O programa de mentoria, criado em 2021 a partir do grupo de raça. A inspiração veio da observação de uma colaboradora negra com muito potencial, formada em publicidade, mas que atuava na área de check-in. Precisávamos implementar alguma ação para realizar uma movimentação de setor. No primeiro ano, o programa foi dirigido para mulheres negras, mas com o tempo e a maturidade da ação, estendemos para outros grupos. Este ano, além de funcionários negros, pessoas LGBT+, com deficiência e neurodivergentes também podem participar do projeto. Nas três primeiras edições, 17% dos 92 colaboradores mentorados tiveram movimentação de carreira, como promoções para cargos de liderança, efetivações após serem estagiários ou migrações entre equipes e entre empresas do Grupo. Por meio de uma metodologia própria, a iniciativa prevê 10 encontros entre mentores e mentorados, destinados ao empoderamento e visão de futuro dos participantes, sempre pensando em identificar talentos, ampliar possibilidades e criar um ambiente cada vez mais inclusivo. Eu mesma participei da primeira edição do programa e passei a olhar de maneira diferente para a minha carreira. Entendi, por exemplo, o valor da minha história de vida e de família. Percebi o quanto isso é importante para a minha trajetória profissional e que, de certa forma, faz parte das minhas habilidades e competências.

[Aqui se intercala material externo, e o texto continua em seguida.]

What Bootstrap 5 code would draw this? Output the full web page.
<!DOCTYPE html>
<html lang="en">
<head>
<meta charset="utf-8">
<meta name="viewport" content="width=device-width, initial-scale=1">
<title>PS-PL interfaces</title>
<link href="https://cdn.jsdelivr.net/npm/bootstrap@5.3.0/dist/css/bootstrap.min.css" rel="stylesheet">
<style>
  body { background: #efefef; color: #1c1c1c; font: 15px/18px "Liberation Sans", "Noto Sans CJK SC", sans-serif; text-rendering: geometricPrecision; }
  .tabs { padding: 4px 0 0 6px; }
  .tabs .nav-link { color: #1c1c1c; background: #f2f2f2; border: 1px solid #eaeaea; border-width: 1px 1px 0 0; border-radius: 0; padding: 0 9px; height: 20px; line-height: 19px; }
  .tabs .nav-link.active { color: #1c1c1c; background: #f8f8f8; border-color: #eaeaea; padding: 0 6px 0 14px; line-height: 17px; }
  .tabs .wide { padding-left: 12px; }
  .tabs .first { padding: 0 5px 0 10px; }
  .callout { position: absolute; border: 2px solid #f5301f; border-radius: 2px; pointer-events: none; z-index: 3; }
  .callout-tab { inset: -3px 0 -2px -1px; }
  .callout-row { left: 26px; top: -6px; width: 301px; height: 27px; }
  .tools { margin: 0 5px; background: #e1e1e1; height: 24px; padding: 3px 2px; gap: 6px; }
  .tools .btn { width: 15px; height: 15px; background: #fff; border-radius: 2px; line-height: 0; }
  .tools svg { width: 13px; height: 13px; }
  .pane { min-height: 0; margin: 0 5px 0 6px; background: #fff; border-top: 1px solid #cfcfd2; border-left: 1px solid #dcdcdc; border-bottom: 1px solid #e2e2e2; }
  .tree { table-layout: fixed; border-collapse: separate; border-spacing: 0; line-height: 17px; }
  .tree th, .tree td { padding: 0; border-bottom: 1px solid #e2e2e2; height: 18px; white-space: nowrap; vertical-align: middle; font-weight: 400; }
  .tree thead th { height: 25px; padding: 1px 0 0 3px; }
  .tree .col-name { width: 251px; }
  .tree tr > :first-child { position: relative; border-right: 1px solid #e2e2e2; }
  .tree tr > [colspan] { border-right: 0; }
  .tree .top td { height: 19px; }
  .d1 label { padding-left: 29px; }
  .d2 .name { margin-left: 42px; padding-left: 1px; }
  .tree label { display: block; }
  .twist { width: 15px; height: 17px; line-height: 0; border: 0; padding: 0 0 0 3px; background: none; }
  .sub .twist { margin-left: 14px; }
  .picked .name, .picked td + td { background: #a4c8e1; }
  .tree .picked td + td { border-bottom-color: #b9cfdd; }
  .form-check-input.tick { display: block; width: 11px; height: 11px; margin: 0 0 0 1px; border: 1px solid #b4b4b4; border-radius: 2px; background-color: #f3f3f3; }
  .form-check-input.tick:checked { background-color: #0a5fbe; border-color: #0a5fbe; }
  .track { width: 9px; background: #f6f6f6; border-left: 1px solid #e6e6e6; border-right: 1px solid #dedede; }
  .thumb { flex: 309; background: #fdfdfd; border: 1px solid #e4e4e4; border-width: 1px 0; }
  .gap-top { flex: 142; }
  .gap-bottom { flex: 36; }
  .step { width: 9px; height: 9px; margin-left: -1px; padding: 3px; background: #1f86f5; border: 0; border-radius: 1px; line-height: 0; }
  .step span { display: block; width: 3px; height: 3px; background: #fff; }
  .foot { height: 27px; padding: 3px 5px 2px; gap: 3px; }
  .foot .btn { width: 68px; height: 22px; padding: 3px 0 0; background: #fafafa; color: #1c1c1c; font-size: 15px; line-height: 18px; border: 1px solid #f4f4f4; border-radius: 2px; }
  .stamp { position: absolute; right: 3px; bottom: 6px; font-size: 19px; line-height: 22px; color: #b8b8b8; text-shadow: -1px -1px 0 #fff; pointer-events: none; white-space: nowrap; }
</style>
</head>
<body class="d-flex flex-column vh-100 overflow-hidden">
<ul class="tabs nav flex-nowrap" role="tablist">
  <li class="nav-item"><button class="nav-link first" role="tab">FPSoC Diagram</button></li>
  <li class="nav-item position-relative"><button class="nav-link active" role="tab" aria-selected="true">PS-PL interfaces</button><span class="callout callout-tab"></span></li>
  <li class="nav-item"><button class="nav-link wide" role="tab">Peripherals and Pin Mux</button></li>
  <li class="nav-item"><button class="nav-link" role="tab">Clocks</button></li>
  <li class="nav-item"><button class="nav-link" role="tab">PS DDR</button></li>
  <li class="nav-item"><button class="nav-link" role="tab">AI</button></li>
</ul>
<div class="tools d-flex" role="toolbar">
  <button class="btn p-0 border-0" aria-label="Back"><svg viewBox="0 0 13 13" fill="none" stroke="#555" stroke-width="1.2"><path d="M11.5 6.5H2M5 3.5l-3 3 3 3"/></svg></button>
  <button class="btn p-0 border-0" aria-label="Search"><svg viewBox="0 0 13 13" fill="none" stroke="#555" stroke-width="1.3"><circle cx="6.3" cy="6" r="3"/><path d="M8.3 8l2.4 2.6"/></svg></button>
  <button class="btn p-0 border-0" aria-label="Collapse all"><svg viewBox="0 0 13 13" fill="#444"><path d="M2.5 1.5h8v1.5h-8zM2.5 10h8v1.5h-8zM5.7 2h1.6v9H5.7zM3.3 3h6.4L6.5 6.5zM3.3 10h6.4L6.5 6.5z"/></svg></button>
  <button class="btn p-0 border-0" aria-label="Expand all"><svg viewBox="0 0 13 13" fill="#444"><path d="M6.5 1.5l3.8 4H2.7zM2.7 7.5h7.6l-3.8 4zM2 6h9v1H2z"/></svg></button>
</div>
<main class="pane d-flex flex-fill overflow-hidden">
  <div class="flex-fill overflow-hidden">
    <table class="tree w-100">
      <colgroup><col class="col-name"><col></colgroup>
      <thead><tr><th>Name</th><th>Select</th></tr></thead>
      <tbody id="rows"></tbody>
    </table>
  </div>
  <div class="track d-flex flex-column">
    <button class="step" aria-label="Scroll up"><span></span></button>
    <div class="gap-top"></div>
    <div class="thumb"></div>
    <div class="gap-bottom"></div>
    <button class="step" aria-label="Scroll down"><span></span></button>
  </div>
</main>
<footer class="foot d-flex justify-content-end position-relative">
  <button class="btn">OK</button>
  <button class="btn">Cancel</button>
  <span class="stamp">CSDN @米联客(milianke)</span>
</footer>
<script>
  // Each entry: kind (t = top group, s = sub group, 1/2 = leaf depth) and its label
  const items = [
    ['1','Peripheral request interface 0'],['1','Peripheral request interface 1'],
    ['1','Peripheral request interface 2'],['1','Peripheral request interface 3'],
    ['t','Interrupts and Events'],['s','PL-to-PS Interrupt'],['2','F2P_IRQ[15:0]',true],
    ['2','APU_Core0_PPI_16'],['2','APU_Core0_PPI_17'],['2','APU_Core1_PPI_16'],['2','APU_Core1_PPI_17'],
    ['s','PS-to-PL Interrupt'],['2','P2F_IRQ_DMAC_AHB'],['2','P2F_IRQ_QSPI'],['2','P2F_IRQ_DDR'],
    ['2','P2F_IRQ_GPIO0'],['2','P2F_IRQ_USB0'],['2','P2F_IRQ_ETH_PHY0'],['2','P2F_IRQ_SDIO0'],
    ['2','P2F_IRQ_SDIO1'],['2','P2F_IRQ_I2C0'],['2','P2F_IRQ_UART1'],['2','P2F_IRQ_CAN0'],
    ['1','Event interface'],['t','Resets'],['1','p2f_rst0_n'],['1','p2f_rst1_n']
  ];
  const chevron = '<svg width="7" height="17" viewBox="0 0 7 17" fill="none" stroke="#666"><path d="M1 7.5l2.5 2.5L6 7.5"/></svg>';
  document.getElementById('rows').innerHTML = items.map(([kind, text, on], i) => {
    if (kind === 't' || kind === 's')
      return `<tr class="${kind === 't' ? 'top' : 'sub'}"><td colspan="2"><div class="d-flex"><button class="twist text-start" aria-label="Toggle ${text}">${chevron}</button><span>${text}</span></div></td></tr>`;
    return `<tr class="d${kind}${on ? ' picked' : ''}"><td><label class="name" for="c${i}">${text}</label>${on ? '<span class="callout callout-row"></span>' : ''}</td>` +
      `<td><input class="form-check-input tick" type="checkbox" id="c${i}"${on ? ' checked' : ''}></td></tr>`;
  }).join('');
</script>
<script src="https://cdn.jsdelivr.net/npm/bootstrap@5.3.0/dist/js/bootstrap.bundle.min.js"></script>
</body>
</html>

Outro exemplo é a Política de Enfrentamento à Violência Contra as Mulheres, lançada em julho de 2022. A iniciativa surgiu no grupo de mulheres para apoiar funcionárias que sofrem abusos dentro ou fora do ambiente de trabalho, e prover letramento e informação a todos os colaboradores do Grupo sobre como agir diante das mais diversas situações dentro desta temática. A política acontece em três frentes — prevenção, combate e assistência — e conta com a parceria do Instituto Gloria e do Instituto Maria da Penha.

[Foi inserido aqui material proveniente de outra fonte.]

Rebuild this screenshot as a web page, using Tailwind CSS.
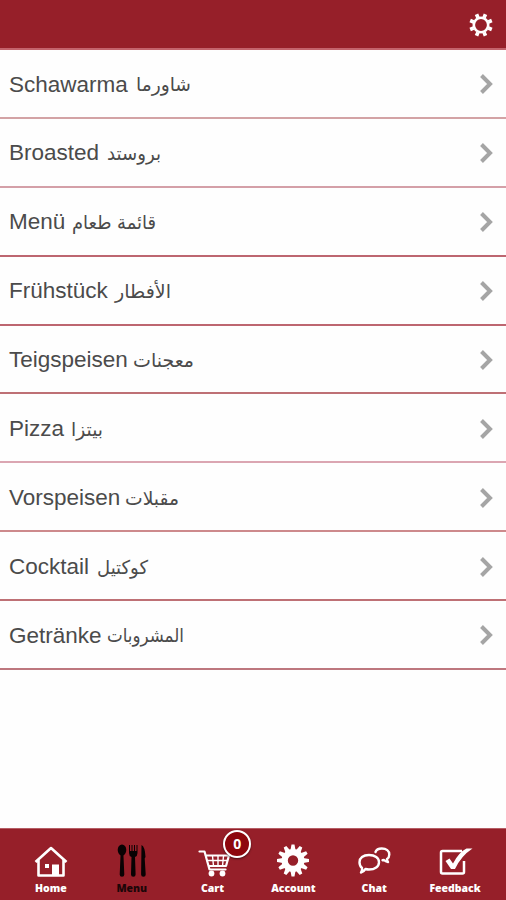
<!DOCTYPE html>
<html lang="de">
<head>
<meta charset="utf-8">
<meta name="viewport" content="width=device-width, initial-scale=1">
<title>Menu</title>
<script src="https://cdn.jsdelivr.net/npm/@tailwindcss/browser@4"></script>
</head>
<body class="flex h-[900px] w-[506px] flex-col overflow-hidden bg-[#fefefe] font-['Liberation_Sans','DejaVu_Sans',sans-serif]">
<header class="flex h-[50px] shrink-0 items-center justify-end border-b-2 border-[#c4636c] bg-[#961f29] pr-[13px]">
  <svg class="mt-[2px] size-6" viewBox="-12 -12 24 24" fill="none" stroke="#fff">
    <circle r="7.200" stroke-width="2.600"/>
    <g stroke-width="3.700">
      <path id="t" d="M0-8V-11.7M0 8V11.7M-8 0H-11.7M8 0H11.7" transform="rotate(22.5)"/>
      <use href="#t" transform="rotate(45)"/>
    </g>
  </svg>
</header>
<main id="list" class="flex-1 text-[22.5px] text-[#4b4b4b]"></main>
<nav class="flex h-[72px] shrink-0 items-stretch border-t border-[#b55d65] bg-[#961f29] px-[10.5px] font-['Open_Sans',sans-serif] text-[10.5px] leading-[14px] font-extrabold text-white">
  <div class="flex flex-1 flex-col items-center pt-[14px]">
    <svg class="h-[36px] w-[36px]" viewBox="0 0 36 36" fill="none" stroke="#fff" stroke-width="2.6" stroke-linejoin="round"><path d="M2.500 19 18 5l15.500 14M5.500 17V32.500h25V17"/><path fill="#fff" stroke="none" d="M19 21.500h7v11h-7zM12 21h4v4h-4z"/></svg>
    <span class="mt-[2px]">Home</span>
  </div>
  <div class="flex flex-1 flex-col items-center pt-[14px] text-[#1c0608]">
    <svg class="h-[36px] w-[36px]" viewBox="0 0 36 36" fill="#080203"><ellipse cx="8" cy="7" rx="4.300" ry="5.500"/><path d="M6.600 11h2.800l.9 20.500a2.300 2.300 0 0 1-4.600 0zM15 2h1v6h1.500V2h1v6h1.500V2h1v6h1.500V2h1v8q0 3-2.500 4l.6 17.500a2.300 2.300 0 0 1-4.600 0L17.500 14q-2.500-1-2.500-4zM27.500 2q3.500 1.500 4 12l-.8 1.500 1 16a2.300 2.300 0 0 1-4.600 0z"/></svg>
    <span class="mt-[2px]">Menu</span>
  </div>
  <div class="relative flex flex-1 flex-col items-center pt-[14px]">
    <svg class="h-[36px] w-[36px]" viewBox="0 0 36 36" fill="none" stroke="#fff" stroke-width="2.200" stroke-linejoin="round" stroke-linecap="round"><path d="M4.500 8.500h5l5 18h16M10.500 12.500h23.500L31 23H14"/><path stroke-width="1.400" d="M12 17.500h20M17.500 13l1 10M23 13v10M28.500 13l-1 10"/><g fill="#fff" stroke="none"><circle cx="16.500" cy="30.500" r="2.900"/><circle cx="27.500" cy="30.500" r="2.900"/></g></svg>
    <span class="mt-[2px]">Cart</span>
    <span class="absolute top-[1px] left-[51px] flex size-[28px] items-center justify-center rounded-full border-[2.500px] border-white bg-[#8d070d] text-[14px] font-bold shadow-[0_1px_2px_#0008]">0</span>
  </div>
  <div class="flex flex-1 flex-col items-center pt-[14px]">
    <svg class="h-[36px] w-[36px]" viewBox="-18 -17.500 36 36"><circle r="8.300" fill="none" stroke="#fff" stroke-width="6.200"/><g fill="#fff"><path id="a" d="M-2.600-10-1.500-16H1.500L2.600-10zM-2.600 10-1.500 16H1.500L2.600 10z"/><use href="#a" transform="rotate(30)"/><use href="#a" transform="rotate(60)"/><use href="#a" transform="rotate(90)"/><use href="#a" transform="rotate(120)"/><use href="#a" transform="rotate(150)"/></g></svg>
    <span class="mt-[2px]">Account</span>
  </div>
  <div class="flex flex-1 flex-col items-center pt-[14px]">
    <svg class="h-[36px] w-[36px]" viewBox="0 0 36 36" fill="none" stroke="#fff" stroke-width="2.400" stroke-linejoin="round" stroke-linecap="round"><path d="M13 12c6 0 10 3 10 7.200s-4 7.300-10 7.300q-2 0-3.500-.5-2 3-4.500 3.500 1.500-2 1-4.500-2.500-2-2.500-5.800c0-4.200 3.500-7.200 9.500-7.200z"/><path d="M19.500 9c1-3 3.500-3.500 6.300-3.500 4.500 0 7.500 2.500 7.500 6 0 2-.8 3.500-2.300 4.500q0 1.800 1 3-2.500-.3-4-2l-1.500.2"/></svg>
    <span class="mt-[2px]">Chat</span>
  </div>
  <div class="flex flex-1 flex-col items-center pt-[14px]">
    <svg class="h-[36px] w-[36px]" viewBox="0 0 36 36" fill="none" stroke="#fff" stroke-width="2.500"><path d="M25 8H5.500Q4 8 4 9.500V29q0 1.500 1.500 1.500h20Q27 30.500 27 29V18"/><path fill="#fff" stroke="none" d="m8.500 18 4-2.500 3.500 5Q22 9 29.500 5.500h6Q24 13 18 26h-4z"/></svg>
    <span class="mt-[2px]">Feedback</span>
  </div>
</nav>
<script>
// name, Arabic name, left edge and width of the Arabic name, line colour
const rows = [
  ["Schawarma", "شاورما", 136, 55, "#d3a3a5"],
  ["Broasted", "بروستد", 107, 54, "#d4a0a8"],
  ["Menü", "قائمة طعام", 72, 84, "#bd6670"],
  ["Frühstück", "الأفطار", 115, 56, "#bd6670"],
  ["Teigspeisen", "معجنات", 133, 61, "#be7075"],
  ["Pizza", "بيتزا", 71, 32, "#dba6b2"],
  ["Vorspeisen", "مقبلات", 125, 54, "#cd8a8c"],
  ["Cocktail", "كوكتيل", 97, 51, "#be7075"],
  ["Getränke", "المشروبات", 107, 77, "#bd777e"]
];
const list = document.getElementById("list");
for (const [name, arabic, left, width, line] of rows) {
  list.insertAdjacentHTML("beforeend", `
  <div class="flex h-[68.875px] items-center border-b-2 pr-[12px] pl-[9px]" style="border-color:${line}">
    <span class="mt-[2px] whitespace-nowrap" style="width:${left - 9}px">${name}</span>
    <svg class="h-[40px] overflow-visible font-['DejaVu_Sans',sans-serif] text-[19px]" width="${width}" height="40" fill="currentColor"><text lang="ar" x="0" y="28" textLength="${width}" lengthAdjust="spacingAndGlyphs">${arabic}</text></svg>
    <svg class="mt-[2px] ml-auto h-[20px] w-[14px]" viewBox="0 0 14 20" fill="none" stroke="#a5a5a5" stroke-width="4"><path d="m1.500 1.500 8.500 8.500-8.500 8.500"/></svg>
  </div>`);
}
</script>
</body>
</html>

Há, ainda, projetos voltados à capacitação de jovens, não é mesmo?
Sim. Sabemos que a qualificação profissional e técnica é um grande obstáculo para a inclusão de jovens no mercado de trabalho. Assim, por meio do Comitê, criamos o projeto Futuros Sonhadores, em parceria com a escola Adolpho Bloch, no Rio de Janeiro. As edições contam com 80 horas de conteúdo extracurricular, com professores como Rodolfo Medina, presidente executivo do Grupo Dreamers; Antonio Fadiga, sócio e presidente da Artplan; e Gláucia Montanha, CEO da Artplan SP, e oferecem nove vagas de estágio na empresa. Temos também o Projeto Estagiar, que atua para selecionar alunos de faculdades que não são de renome ou que estão localizadas na periferia. Outra ação é o projeto com a Escola Rua, que oferece oportunidades para pessoas de grupos sub-representados, entre trans e travestis, LGBTQIAPN+, pessoas pretas, PCDs e mulheres. O projeto está em andamento, já recebeu 165 inscrições e conta com uma turma de 35 alunos que estão recebendo conteúdo sobre comunicação e soft skills.
E como garantir que a atuação dos líderes, que estão no dia a dia com os profissionais, tenha como base a diversidade e o respeito às diferenças?
Esse é um trabalho diário. Estamos sempre em movimento para que o tema se mantenha em pauta. Todos os meses, temos entre duas e três ações voltadas à diversidade e com a participação ativa da alta gestão, como Rodolfo Medina, presidente do Grupo, e Gláucia Montanha, CEO da Artplan São Paulo. Eles nos ajudam a engajar as lideranças para que sejam disseminadores da pauta. Recentemente, por exemplo, estive em São Paulo para um encontro com os líderes. Na pauta, falamos das questões que envolvem a diversidade, do clima no escritório e da evolução das diretrizes que estabelecemos, além de debater como está o engajamento e as ações de acolhimento para os grupos sub-representados, qual o perfil do time e o que pode ser feito para a inclusão e desenvolvimento de todos.
Temos, ainda, o calendário da diversidade, que contempla datas específicas relativas às questões dos grupos sub-representados, como Dia da Consciência Negra, Dia Internacional da Violência contra a Mulher e Dia da Pessoa com Deficiência. Realizamos o 10pras10 Especial Diversidade, que aborda em dez minutos assuntos importantes, mas com profundidade, e o 20Contar, para tratar de temas em alta. Na vinda da Madonna para o Brasil, por exemplo, falamos de idadismo.
Qual o papel do RH nesse sentido, na sua visão?
A maior contribuição da área é trabalhar para fazer com que o tema pareça o mais simples possível, mostrando que não é nenhum “bicho de sete cabeças” e basta estar aberto a aprender e escutar genuinamente o outro para avançar. A ideia é abrir caminhos para que as conversas sobre diversidade aconteçam, pois nada deve ser imposto. E o RH é o grande facilitador disso.